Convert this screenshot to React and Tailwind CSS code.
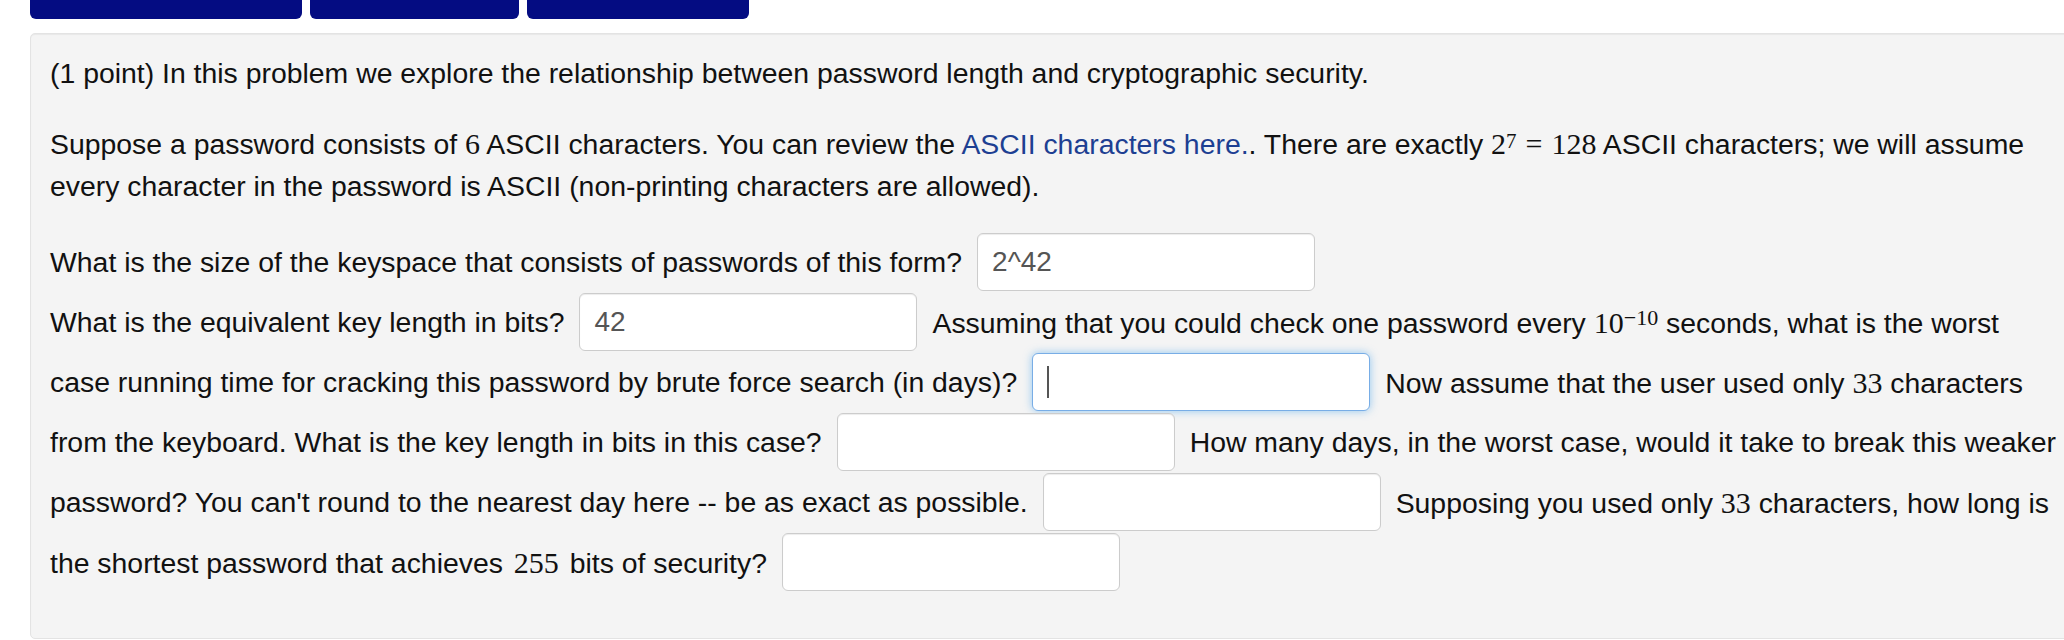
import React from 'react';

const M = ({ children, className = '' }) => (
  <span className={`font-['Liberation_Serif',serif] text-[30px] ${className}`}>{children}</span>
);

function Box({ value, focused }) {
  return (
    <div
      className={`mx-[15px] w-[338px] h-[58px] shrink-0 rounded-[6px] bg-white flex items-center pl-[14px] text-[28px] text-[#555] ${
        focused
          ? 'border border-[#78ade6] shadow-[0_0_8px_rgba(82,168,236,0.6)]'
          : 'border border-[#cccccc] shadow-[inset_0_1px_1px_rgba(0,0,0,0.075)]'
      }`}
    >
      {value}
      {focused && <span className="block w-[2px] h-[32px] bg-[#555]" />}
    </div>
  );
}

function Row({ children }) {
  return <div className="flex items-center h-[60px] whitespace-nowrap">{children}</div>;
}

export default function App() {
  return (
    <div className="bg-white w-[2064px] h-[640px] overflow-hidden font-['Liberation_Sans',Arial,sans-serif] text-[#111]">
      {/* nav buttons, cut at the top */}
      <div className="flex gap-[8px] pl-[30px]">
        <div className="w-[272px] h-[19px] rounded-b-[6px] bg-[#040c82]" />
        <div className="w-[209px] h-[19px] rounded-b-[6px] bg-[#040c82]" />
        <div className="w-[222px] h-[19px] rounded-b-[6px] bg-[#040c82]" />
      </div>

      <div className="ml-[30px] mt-[14px] w-[2100px] h-[606px] rounded-[5px] border border-[#e3e3e3] bg-[#f4f4f4] shadow-[inset_0_1px_1px_rgba(0,0,0,0.05)] pl-[19px] pt-[19px] text-[28.4px]">
        <p className="leading-[40px] whitespace-nowrap">
          (1 point) In this problem we explore the relationship between password length and cryptographic security.
        </p>

        <div className="mt-[30px] leading-[42px] whitespace-nowrap">
          <div>
            Suppose a password consists of <M>6</M> ASCII characters. You can review the{' '}
            <span className="text-[#1d3f92]">ASCII characters here.</span>. There are exactly{' '}
            <M>
              2<sup className="text-[21px] relative -top-[6px]">7</sup>
              <span className="mx-[9px]">=</span>128
            </M>{' '}
            ASCII characters; we will assume
          </div>
          <div>every character in the password is ASCII (non-printing characters are allowed).</div>
        </div>

        <div className="mt-[25px]">
          <Row>
            <span>What is the size of the keyspace that consists of passwords of this form?</span>
            <Box value="2^42" />
          </Row>
          <Row>
            <span>What is the equivalent key length in bits?</span>
            <Box value="42" />
            <span>
              Assuming that you could check one password every{' '}
              <M>
                10<sup className="text-[22px] relative -top-[8px]">−10</sup>
              </M>{' '}
              seconds, what is the worst
            </span>
          </Row>
          <Row>
            <span>case running time for cracking this password by brute force search (in days)?</span>
            <Box focused />
            <span>
              Now assume that the user used only <M>33</M> characters
            </span>
          </Row>
          <Row>
            <span>from the keyboard. What is the key length in bits in this case?</span>
            <Box />
            <span>How many days, in the worst case, would it take to break this weaker</span>
          </Row>
          <Row>
            <span>password? You can't round to the nearest day here -- be as exact as possible.</span>
            <Box />
            <span>
              Supposing you used only <M>33</M> characters, how long is
            </span>
          </Row>
          <Row>
            <span>
              the shortest password that achieves <M className="mx-[3px]">255</M> bits of security?
            </span>
            <Box />
          </Row>
        </div>
      </div>
    </div>
  );
}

[Work to do] Except for the pictures, copy the material above exactly.

[Result below]
Convert this screenshot to React and Tailwind CSS code.
import React from 'react';

const M = ({ children, className = '' }) => (
  <span className={`font-['Liberation_Serif',serif] text-[30px] ${className}`}>{children}</span>
);

function Box({ value, focused }) {
  return (
    <div
      className={`mx-[15px] w-[338px] h-[58px] shrink-0 rounded-[6px] bg-white flex items-center pl-[14px] text-[28px] text-[#555] ${
        focused
          ? 'border border-[#78ade6] shadow-[0_0_8px_rgba(82,168,236,0.6)]'
          : 'border border-[#cccccc] shadow-[inset_0_1px_1px_rgba(0,0,0,0.075)]'
      }`}
    >
      {value}
      {focused && <span className="block w-[2px] h-[32px] bg-[#555]" />}
    </div>
  );
}

function Row({ children }) {
  return <div className="flex items-center h-[60px] whitespace-nowrap">{children}</div>;
}

export default function App() {
  return (
    <div className="bg-white w-[2064px] h-[640px] overflow-hidden font-['Liberation_Sans',Arial,sans-serif] text-[#111]">
      {/* nav buttons, cut at the top */}
      <div className="flex gap-[8px] pl-[30px]">
        <div className="w-[272px] h-[19px] rounded-b-[6px] bg-[#040c82]" />
        <div className="w-[209px] h-[19px] rounded-b-[6px] bg-[#040c82]" />
        <div className="w-[222px] h-[19px] rounded-b-[6px] bg-[#040c82]" />
      </div>

      <div className="ml-[30px] mt-[14px] w-[2100px] h-[606px] rounded-[5px] border border-[#e3e3e3] bg-[#f4f4f4] shadow-[inset_0_1px_1px_rgba(0,0,0,0.05)] pl-[19px] pt-[19px] text-[28.4px]">
        <p className="leading-[40px] whitespace-nowrap">
          (1 point) In this problem we explore the relationship between password length and cryptographic security.
        </p>

        <div className="mt-[30px] leading-[42px] whitespace-nowrap">
          <div>
            Suppose a password consists of <M>6</M> ASCII characters. You can review the{' '}
            <span className="text-[#1d3f92]">ASCII characters here.</span>. There are exactly{' '}
            <M>
              2<sup className="text-[21px] relative -top-[6px]">7</sup>
              <span className="mx-[9px]">=</span>128
            </M>{' '}
            ASCII characters; we will assume
          </div>
          <div>every character in the password is ASCII (non-printing characters are allowed).</div>
        </div>

        <div className="mt-[25px]">
          <Row>
            <span>What is the size of the keyspace that consists of passwords of this form?</span>
            <Box value="2^42" />
          </Row>
          <Row>
            <span>What is the equivalent key length in bits?</span>
            <Box value="42" />
            <span>
              Assuming that you could check one password every{' '}
              <M>
                10<sup className="text-[22px] relative -top-[8px]">−10</sup>
              </M>{' '}
              seconds, what is the worst
            </span>
          </Row>
          <Row>
            <span>case running time for cracking this password by brute force search (in days)?</span>
            <Box focused />
            <span>
              Now assume that the user used only <M>33</M> characters
            </span>
          </Row>
          <Row>
            <span>from the keyboard. What is the key length in bits in this case?</span>
            <Box />
            <span>How many days, in the worst case, would it take to break this weaker</span>
          </Row>
          <Row>
            <span>password? You can't round to the nearest day here -- be as exact as possible.</span>
            <Box />
            <span>
              Supposing you used only <M>33</M> characters, how long is
            </span>
          </Row>
          <Row>
            <span>
              the shortest password that achieves <M className="mx-[3px]">255</M> bits of security?
            </span>
            <Box />
          </Row>
        </div>
      </div>
    </div>
  );
}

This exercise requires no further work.